Verdachte leverde - zo heeft het hof kunnen aannemen - in Nederland niet toegelaten bestrijdingsmiddelen met het oog op aanwending in Nederland. En dat is verboden in de Bestrijdingsmiddelenwet 1962. Tot die conclusie is het hof kunnen komen. Anders dan de steller van het middel klaarblijkelijk meent biedt het beginsel van het vrije verkeer van goederen niet aan buitenlandse handelaren de mogelijkheid om in Nederland producten te verkopen die door hun Nederlandse concurrenten in Nederland niet verkocht mogen worden.
Het middel faalt.
6.1. Het vierde middel klaagt over schending van de redelijke termijn in de cassatiefase. Zowel de inzendtermijn als de afhandelingstermijn in cassatie zijn in ruime mate overschreden.
6.2. Het cassatieberoep is ingesteld op 9 december 2014 en niet, zoals de schriftuur meldt, op 4 december 2014. Het dossier is op 16 november 2016 ter administratie van de Hoge Raad ontvangen. Dat betekent dat de inzendingstermijn, die door de Hoge Raad is bepaald op acht maanden met een jaar, drie maanden en zeven dagen is overschreden. Op het moment dat deze conclusie wordt genomen is sinds het instellen van het cassatieberoep ook al meer dan twee jaar verstreken. Tot cassatie behoeft dit echter niet te leiden. Ook in de met deze ontnemingszaak samenhangende strafzaak, welke in cassatie aanhangig is onder nr. 14/06202, is de redelijke termijn in de cassatiefase overschreden. De compensatie tot welke de overschrijding van de redelijke termijn moet leiden, kan worden toegepast in de hoofdzaak.
De Hoge Raad zal zich kunnen beperken tot de vaststelling dat de redelijke termijn in de cassatiefase is geschonden.11.
7. Als de Hoge Raad deze conclusie in de hoofdzaak volgt wordt de grondslag onder het eerste middel weggeslagen. Het vierde middel is gegrond maar behoeft niet tot enigerlei vernietiging te leiden, omdat de Hoge Raad naar mijn oordeel kan volstaan met de constatering dat de redelijke termijn is geschonden. Het tweede middel, dat zich leent voor afdoening met de aan artikel 81 RO ontleende motivering, en het derde middel falen. Ambtshalve heb ik geen grond aangetroffen die tot vernietiging aanleiding behoort te geven.

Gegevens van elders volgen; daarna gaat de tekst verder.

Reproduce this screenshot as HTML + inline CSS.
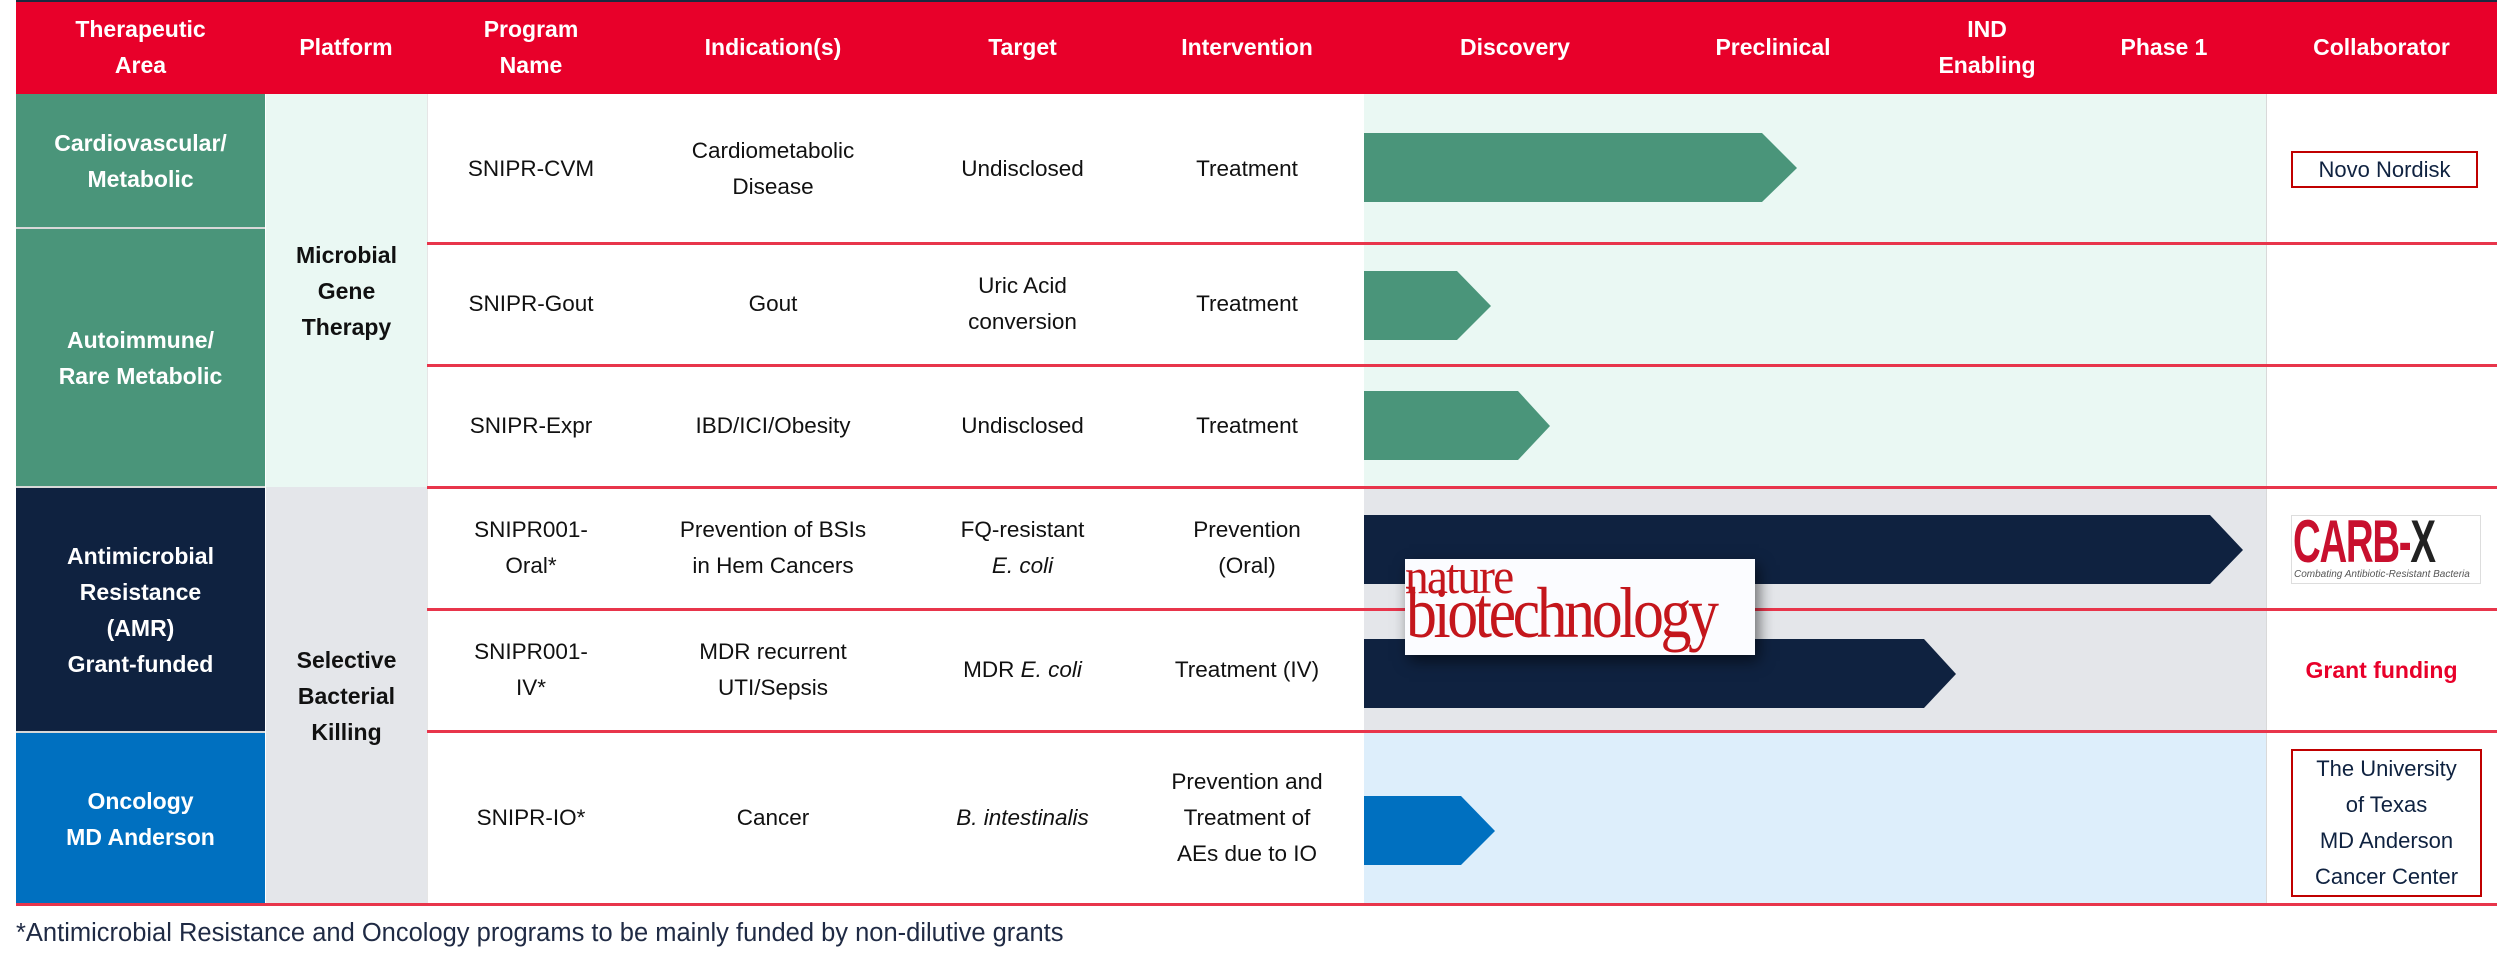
<!DOCTYPE html>
<html><head><meta charset="utf-8"><style>
*{margin:0;padding:0;box-sizing:border-box}
body{width:2500px;height:967px;background:#fff;position:relative;overflow:hidden;font-family:"Liberation Sans",sans-serif;}
.a{position:absolute}
.c{position:absolute;display:flex;align-items:center;justify-content:center;text-align:center;line-height:36px;font-size:22.5px;color:#111}
.h{color:#fff;font-weight:bold;font-size:23px;line-height:36px}
.w{color:#fff;font-weight:bold;font-size:23px}
.b{font-weight:bold}
.rl{position:absolute;height:3px;background:#e8354b}
</style></head><body>
<div class="a" style="left:16px;top:0;width:2481px;height:2px;background:#1a2a40"></div>
<div class="a" style="left:16px;top:2px;width:2481px;height:92px;background:#e8002a"></div>
<div class="c h" style="left:16px;top:0;width:249px;height:94px">Therapeutic<br>Area</div>
<div class="c h" style="left:265px;top:0;width:162px;height:94px">Platform</div>
<div class="c h" style="left:431px;top:0;width:200px;height:94px">Program<br>Name</div>
<div class="c h" style="left:640px;top:0;width:266px;height:94px">Indication(s)</div>
<div class="c h" style="left:905px;top:0;width:235px;height:94px">Target</div>
<div class="c h" style="left:1140px;top:0;width:214px;height:94px">Intervention</div>
<div class="c h" style="left:1415px;top:0;width:200px;height:94px">Discovery</div>
<div class="c h" style="left:1673px;top:0;width:200px;height:94px">Preclinical</div>
<div class="c h" style="left:1887px;top:0;width:200px;height:94px">IND<br>Enabling</div>
<div class="c h" style="left:2064px;top:0;width:200px;height:94px">Phase 1</div>
<div class="c h" style="left:2266px;top:0;width:231px;height:94px">Collaborator</div>

<div class="c w" style="left:16px;top:94px;width:249px;height:133px;background:#4a957a">Cardiovascular/<br>Metabolic</div>
<div class="c w" style="left:16px;top:229px;width:249px;height:257px;background:#4a957a">Autoimmune/<br>Rare Metabolic</div>
<div class="c w" style="left:16px;top:488px;width:249px;height:243px;background:#0f2240">Antimicrobial<br>Resistance<br>(AMR)<br>Grant-funded</div>
<div class="c w" style="left:16px;top:733px;width:249px;height:171px;background:#0070c0">Oncology<br>MD Anderson</div>
<div class="c b" style="left:266px;top:94px;width:161px;height:393px;background:#eaf8f3;font-size:23px">Microbial<br>Gene<br>Therapy</div>
<div class="c b" style="left:266px;top:487px;width:161px;height:417px;background:#e4e6ea;font-size:23px">Selective<br>Bacterial<br>Killing</div>
<div class="a" style="left:1364px;top:94px;width:902px;height:393px;background:#eaf8f3"></div>
<div class="a" style="left:1364px;top:487px;width:902px;height:244px;background:#e4e6ea"></div>
<div class="a" style="left:1364px;top:731px;width:902px;height:173px;background:#ddeefb"></div>
<div class="a" style="left:2266px;top:94px;width:1px;height:810px;background:#d9d9d9"></div>
<div class="a" style="left:427px;top:94px;width:1px;height:810px;background:#e6e6e6"></div>

<div class="c" style="left:431px;top:94px;width:200px;height:149px">SNIPR-CVM</div>
<div class="c" style="left:640px;top:94px;width:266px;height:149px">Cardiometabolic<br>Disease</div>
<div class="c" style="left:905px;top:94px;width:235px;height:149px">Undisclosed</div>
<div class="c" style="left:1140px;top:94px;width:214px;height:149px">Treatment</div>

<div class="c" style="left:431px;top:243px;width:200px;height:122px">SNIPR-Gout</div>
<div class="c" style="left:640px;top:243px;width:266px;height:122px">Gout</div>
<div class="c" style="left:905px;top:243px;width:235px;height:122px">Uric Acid<br>conversion</div>
<div class="c" style="left:1140px;top:243px;width:214px;height:122px">Treatment</div>

<div class="c" style="left:431px;top:365px;width:200px;height:122px">SNIPR-Expr</div>
<div class="c" style="left:640px;top:365px;width:266px;height:122px">IBD/ICI/Obesity</div>
<div class="c" style="left:905px;top:365px;width:235px;height:122px">Undisclosed</div>
<div class="c" style="left:1140px;top:365px;width:214px;height:122px">Treatment</div>

<div class="c" style="left:431px;top:487px;width:200px;height:122px">SNIPR001-<br>Oral*</div>
<div class="c" style="left:640px;top:487px;width:266px;height:122px">Prevention of BSIs<br>in Hem Cancers</div>
<div class="c" style="left:905px;top:487px;width:235px;height:122px"><span>FQ-resistant<br><i>E. coli</i></span></div>
<div class="c" style="left:1140px;top:487px;width:214px;height:122px">Prevention<br>(Oral)</div>

<div class="c" style="left:431px;top:609px;width:200px;height:122px">SNIPR001-<br>IV*</div>
<div class="c" style="left:640px;top:609px;width:266px;height:122px">MDR recurrent<br>UTI/Sepsis</div>
<div class="c" style="left:905px;top:609px;width:235px;height:122px"><span>MDR <i>E. coli</i></span></div>
<div class="c" style="left:1140px;top:609px;width:214px;height:122px">Treatment (IV)</div>

<div class="c" style="left:431px;top:731px;width:200px;height:173px">SNIPR-IO*</div>
<div class="c" style="left:640px;top:731px;width:266px;height:173px">Cancer</div>
<div class="c" style="left:905px;top:731px;width:235px;height:173px"><i>B. intestinalis</i></div>
<div class="c" style="left:1140px;top:731px;width:214px;height:173px">Prevention and<br>Treatment of<br>AEs due to IO</div>

<div class="rl" style="left:427px;top:242px;width:2070px"></div>
<div class="rl" style="left:427px;top:364px;width:2070px"></div>
<div class="rl" style="left:427px;top:486px;width:2070px"></div>
<div class="rl" style="left:427px;top:608px;width:2070px"></div>
<div class="rl" style="left:427px;top:730px;width:2070px"></div>
<div class="rl" style="left:16px;top:903px;width:2481px"></div>
<div class="a" style="left:16px;top:227px;width:249px;height:2px;background:#d8d8d8"></div>
<div class="a" style="left:16px;top:486px;width:249px;height:2px;background:#d8d8d8"></div>
<div class="a" style="left:16px;top:731px;width:249px;height:2px;background:#d8d8d8"></div>

<svg class="a" style="left:0;top:0" width="2500" height="967">
<polygon points="1364,133 1762,133 1797,168 1762,202 1364,202" fill="#4a957a"/>
<polygon points="1364,271 1457,271 1491,306 1457,340 1364,340" fill="#4a957a"/>
<polygon points="1364,391 1518,391 1550,426 1518,460 1364,460" fill="#4a957a"/>
<polygon points="1364,515 2210,515 2243,550 2210,584 1364,584" fill="#0f2240"/>
<polygon points="1364,639 1924,639 1956,674 1924,708 1364,708" fill="#0f2240"/>
<polygon points="1364,796 1461,796 1495,831 1461,865 1364,865" fill="#0070c0"/>
</svg>

<div class="a" style="left:1405px;top:559px;width:350px;height:96px;background:#fbfcff;box-shadow:4px 6px 14px rgba(0,0,0,.55);overflow:hidden">
<div class="a" style="left:0;top:-12px;font-family:'Liberation Serif',serif;color:#c4161c;font-size:50px;letter-spacing:-2px;white-space:nowrap;transform:scaleX(.95);transform-origin:left">nature</div>
<div class="a" style="left:1px;top:18px;font-family:'Liberation Serif',serif;color:#c4161c;font-size:72px;letter-spacing:-4px;line-height:72px;white-space:nowrap;transform:scaleX(.86);transform-origin:left">biotechnology</div>
</div>

<div class="c" style="left:2291px;top:151px;width:187px;height:37px;border:2px solid #c00000;color:#0f2240;font-size:22px">Novo Nordisk</div>
<div class="a" style="left:2291px;top:515px;width:190px;height:69px;background:#fff;border:1px solid #ddd;overflow:hidden">
<div class="a" style="left:1px;top:-6px;font-size:60px;line-height:64px;font-weight:bold;color:#c8102e;letter-spacing:-2px;white-space:nowrap;transform:scaleX(.64);transform-origin:left">CARB-<span style="color:#222">X</span></div>
<div class="a" style="left:2px;top:53px;font-size:10px;font-style:italic;color:#555;white-space:nowrap">Combating Antibiotic-Resistant Bacteria</div>
</div>
<div class="c b" style="left:2266px;top:609px;width:231px;height:122px;color:#e8002a;font-size:23px">Grant funding</div>
<div class="c" style="left:2291px;top:749px;width:191px;height:148px;border:2px solid #c00000;color:#0f2240;font-size:22px;line-height:36px">The University<br>of Texas<br>MD Anderson<br>Cancer Center</div>

<div class="a" style="left:16px;top:919px;font-size:25.5px;color:#1f2a44;white-space:nowrap">*Antimicrobial Resistance and Oncology programs to be mainly funded by non-dilutive grants</div>
</body></html>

8. Deze conclusie strekt ertoe dat de Hoge Raad zal vaststellen dat de redelijke termijn in de cassatiefase is geschonden en tot verwerping van het beroep voor het overige.
De Procureur-Generaal
bij de Hoge Raad der Nederlanden
Voetnoten
Voetnoten Conclusie 27‑06‑2017
HR 8 juni 1999, NJ 1999, 589.
HR 30 januari 2001, NJ 2001, 219.
HR 13 juni 2006, ECLI:2006:AV6199.
HR 13 september 2016, NJ 2017, 51 m.nt. Koopmans.
HR 17 juni 2008, NJ 2008, 358 m.nt. Mevis, rov. 3.7 onder a.
HR 17 november 2015, ECLI:2015:3321.
HR 14 september 1999, NJ 2000, 55 m.nt. Reijntjes. Dit arrest is gewezen onder vigeur van artikel 36e Sr zoals dat luidde voordat de Wet van 31 maart 2011 (verruiming mogelijkheden voordeelontneming) Stb. 2011, 171, waardoor het tweede en derde lid van dit artikel ingrijpend werden gewijzigd, van kracht werd.
Zie in dit verband EHRM 5 juli 2001, 41087/98 (Phillips).
Zie de verklaring van hovenier [betrokkene 1] onder 6.1 en de verklaring van [betrokkene 2] van Kwekerij [A] onder 7.1.